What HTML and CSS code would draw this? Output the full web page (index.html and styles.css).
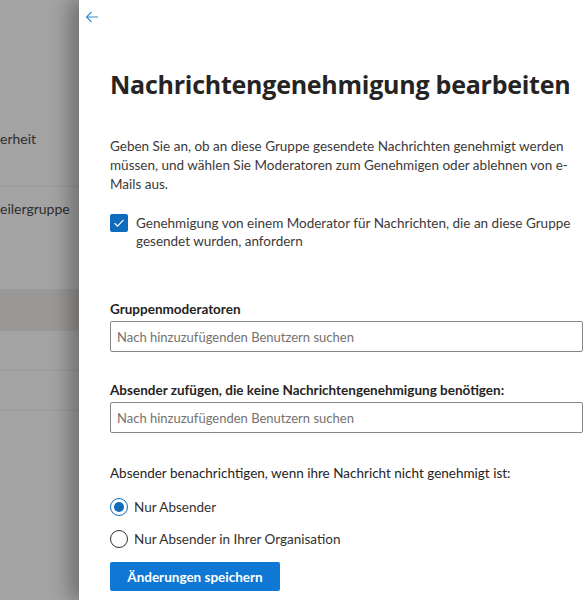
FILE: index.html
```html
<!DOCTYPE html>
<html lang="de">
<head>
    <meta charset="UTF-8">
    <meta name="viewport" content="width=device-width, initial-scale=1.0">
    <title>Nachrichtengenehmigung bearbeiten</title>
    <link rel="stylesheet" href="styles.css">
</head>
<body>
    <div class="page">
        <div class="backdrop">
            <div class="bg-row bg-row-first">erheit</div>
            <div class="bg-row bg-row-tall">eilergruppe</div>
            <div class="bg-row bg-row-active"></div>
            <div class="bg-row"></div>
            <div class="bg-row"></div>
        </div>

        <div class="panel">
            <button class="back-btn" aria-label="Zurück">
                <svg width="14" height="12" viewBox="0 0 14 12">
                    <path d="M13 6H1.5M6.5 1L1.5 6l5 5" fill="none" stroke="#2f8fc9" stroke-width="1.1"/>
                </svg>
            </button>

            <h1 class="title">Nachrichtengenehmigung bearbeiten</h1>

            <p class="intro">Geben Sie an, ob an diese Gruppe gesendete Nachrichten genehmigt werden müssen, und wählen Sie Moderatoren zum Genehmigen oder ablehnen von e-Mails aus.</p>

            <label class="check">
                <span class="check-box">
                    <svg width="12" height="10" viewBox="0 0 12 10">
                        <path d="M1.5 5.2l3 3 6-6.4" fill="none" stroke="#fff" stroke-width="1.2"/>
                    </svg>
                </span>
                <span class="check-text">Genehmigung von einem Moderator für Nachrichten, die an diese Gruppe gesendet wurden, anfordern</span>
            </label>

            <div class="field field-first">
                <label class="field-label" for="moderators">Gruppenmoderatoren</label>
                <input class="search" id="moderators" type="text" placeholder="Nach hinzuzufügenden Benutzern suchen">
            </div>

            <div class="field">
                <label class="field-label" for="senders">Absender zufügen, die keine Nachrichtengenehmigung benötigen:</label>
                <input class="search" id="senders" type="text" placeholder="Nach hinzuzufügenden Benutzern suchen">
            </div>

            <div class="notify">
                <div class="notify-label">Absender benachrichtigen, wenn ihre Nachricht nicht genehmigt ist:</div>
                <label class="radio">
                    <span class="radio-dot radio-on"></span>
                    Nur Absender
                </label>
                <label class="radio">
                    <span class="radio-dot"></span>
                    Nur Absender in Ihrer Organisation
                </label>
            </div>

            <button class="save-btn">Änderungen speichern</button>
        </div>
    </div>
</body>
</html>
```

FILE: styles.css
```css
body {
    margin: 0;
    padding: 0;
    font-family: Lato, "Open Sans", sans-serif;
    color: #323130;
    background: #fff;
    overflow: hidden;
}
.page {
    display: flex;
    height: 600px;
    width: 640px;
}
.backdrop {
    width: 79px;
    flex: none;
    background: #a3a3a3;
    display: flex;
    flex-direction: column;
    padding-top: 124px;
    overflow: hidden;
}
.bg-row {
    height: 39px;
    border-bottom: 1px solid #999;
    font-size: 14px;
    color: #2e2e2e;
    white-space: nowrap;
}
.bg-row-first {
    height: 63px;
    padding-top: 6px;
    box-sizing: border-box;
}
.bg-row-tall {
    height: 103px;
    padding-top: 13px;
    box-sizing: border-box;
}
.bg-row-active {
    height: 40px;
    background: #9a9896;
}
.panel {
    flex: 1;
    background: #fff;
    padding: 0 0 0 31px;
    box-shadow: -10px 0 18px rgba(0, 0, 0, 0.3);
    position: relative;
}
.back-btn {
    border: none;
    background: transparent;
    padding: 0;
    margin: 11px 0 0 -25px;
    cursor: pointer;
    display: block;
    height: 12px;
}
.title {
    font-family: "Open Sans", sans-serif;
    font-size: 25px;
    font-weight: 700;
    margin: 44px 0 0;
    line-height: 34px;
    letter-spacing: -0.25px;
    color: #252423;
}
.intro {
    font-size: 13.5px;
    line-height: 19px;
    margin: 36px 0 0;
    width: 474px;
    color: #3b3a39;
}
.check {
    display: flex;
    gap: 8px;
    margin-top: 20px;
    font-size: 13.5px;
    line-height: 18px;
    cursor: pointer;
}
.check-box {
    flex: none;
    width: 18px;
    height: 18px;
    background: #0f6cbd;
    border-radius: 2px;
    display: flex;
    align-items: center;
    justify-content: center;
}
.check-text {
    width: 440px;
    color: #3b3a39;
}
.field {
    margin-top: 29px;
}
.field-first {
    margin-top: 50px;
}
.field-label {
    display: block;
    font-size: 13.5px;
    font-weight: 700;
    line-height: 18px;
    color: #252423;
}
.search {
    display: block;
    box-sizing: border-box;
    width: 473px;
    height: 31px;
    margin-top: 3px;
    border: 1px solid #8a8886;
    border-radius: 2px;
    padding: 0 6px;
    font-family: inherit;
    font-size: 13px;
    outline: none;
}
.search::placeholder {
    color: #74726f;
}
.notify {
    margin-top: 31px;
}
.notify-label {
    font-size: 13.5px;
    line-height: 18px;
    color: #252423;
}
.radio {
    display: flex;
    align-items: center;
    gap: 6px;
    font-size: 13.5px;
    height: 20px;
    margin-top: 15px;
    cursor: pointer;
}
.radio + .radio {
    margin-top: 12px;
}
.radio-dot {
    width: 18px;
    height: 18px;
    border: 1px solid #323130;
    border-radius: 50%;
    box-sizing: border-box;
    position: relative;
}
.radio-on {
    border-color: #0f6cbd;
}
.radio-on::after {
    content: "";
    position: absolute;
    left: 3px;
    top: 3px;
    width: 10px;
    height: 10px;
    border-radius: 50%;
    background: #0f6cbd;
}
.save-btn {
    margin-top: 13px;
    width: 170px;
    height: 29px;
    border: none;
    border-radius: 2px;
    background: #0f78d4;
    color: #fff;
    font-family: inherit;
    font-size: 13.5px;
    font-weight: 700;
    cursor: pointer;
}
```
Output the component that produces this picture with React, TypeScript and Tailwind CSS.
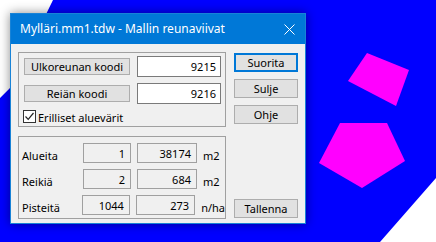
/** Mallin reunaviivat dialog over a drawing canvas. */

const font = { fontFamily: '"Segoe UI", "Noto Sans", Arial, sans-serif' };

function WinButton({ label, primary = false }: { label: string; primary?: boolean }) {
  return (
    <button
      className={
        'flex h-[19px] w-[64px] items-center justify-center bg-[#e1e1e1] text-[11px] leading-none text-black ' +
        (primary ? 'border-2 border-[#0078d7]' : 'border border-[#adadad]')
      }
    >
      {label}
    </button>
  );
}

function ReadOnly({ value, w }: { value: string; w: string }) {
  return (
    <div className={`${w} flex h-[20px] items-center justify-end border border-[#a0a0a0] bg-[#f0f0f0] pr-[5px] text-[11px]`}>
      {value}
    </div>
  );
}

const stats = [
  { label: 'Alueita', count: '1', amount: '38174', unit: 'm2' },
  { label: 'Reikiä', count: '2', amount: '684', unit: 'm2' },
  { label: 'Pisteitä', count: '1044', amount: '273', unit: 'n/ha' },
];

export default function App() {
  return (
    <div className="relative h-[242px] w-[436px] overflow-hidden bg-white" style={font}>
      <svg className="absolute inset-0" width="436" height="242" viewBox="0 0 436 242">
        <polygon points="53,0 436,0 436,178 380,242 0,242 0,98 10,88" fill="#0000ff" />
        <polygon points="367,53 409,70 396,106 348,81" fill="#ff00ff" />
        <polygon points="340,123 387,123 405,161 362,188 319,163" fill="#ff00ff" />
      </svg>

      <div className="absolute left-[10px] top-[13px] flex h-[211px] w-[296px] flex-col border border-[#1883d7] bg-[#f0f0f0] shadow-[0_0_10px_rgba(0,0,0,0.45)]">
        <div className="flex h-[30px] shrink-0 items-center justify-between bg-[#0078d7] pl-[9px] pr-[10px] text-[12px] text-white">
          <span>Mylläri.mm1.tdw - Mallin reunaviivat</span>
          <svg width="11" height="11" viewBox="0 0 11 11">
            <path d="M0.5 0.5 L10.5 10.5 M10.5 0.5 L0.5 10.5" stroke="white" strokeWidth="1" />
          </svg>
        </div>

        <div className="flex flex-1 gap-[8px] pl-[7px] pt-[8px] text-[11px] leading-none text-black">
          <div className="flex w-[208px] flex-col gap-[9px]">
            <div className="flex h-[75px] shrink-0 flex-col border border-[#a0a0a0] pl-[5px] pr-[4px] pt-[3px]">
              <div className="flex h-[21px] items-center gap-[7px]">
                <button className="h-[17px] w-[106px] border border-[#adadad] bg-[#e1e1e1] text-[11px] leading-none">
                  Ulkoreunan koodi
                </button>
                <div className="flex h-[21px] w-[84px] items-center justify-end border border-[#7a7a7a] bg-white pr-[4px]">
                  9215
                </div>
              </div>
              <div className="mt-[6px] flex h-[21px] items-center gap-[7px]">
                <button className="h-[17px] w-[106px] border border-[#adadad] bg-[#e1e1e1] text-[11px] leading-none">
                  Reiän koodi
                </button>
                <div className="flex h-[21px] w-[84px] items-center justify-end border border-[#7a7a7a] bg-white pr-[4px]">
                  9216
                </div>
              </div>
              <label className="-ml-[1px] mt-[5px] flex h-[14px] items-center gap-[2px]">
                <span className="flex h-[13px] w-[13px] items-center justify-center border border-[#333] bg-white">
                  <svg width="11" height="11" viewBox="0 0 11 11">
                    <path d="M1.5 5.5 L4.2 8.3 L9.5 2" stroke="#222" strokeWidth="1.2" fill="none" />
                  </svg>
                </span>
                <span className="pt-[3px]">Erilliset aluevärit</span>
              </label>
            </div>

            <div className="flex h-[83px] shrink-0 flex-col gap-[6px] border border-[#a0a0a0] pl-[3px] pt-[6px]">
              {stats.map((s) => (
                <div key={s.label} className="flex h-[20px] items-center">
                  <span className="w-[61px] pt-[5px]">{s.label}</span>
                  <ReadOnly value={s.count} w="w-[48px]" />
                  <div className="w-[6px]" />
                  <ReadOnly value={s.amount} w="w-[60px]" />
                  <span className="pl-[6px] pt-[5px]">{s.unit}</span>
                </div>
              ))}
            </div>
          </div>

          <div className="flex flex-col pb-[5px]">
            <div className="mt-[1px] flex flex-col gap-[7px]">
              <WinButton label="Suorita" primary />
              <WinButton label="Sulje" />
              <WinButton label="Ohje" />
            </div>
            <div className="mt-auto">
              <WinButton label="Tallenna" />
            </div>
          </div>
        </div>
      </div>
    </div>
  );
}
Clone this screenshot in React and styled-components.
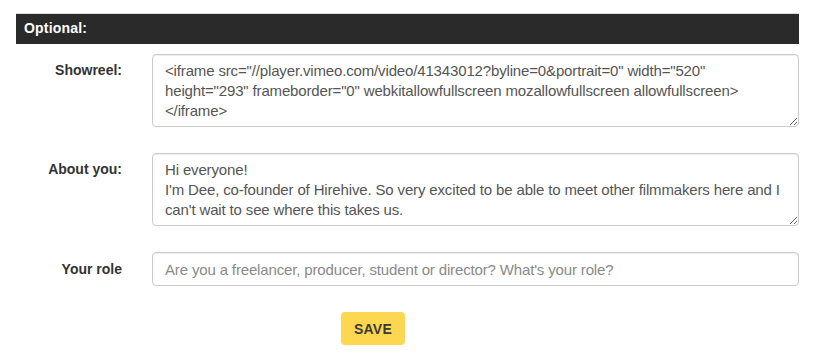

-------------------------

Exercise goal >> Return each line of the data that contains the string "index".

Expected output >>
What HTML and CSS code would draw this? Output the full web page (index.html and styles.css).
FILE: index.html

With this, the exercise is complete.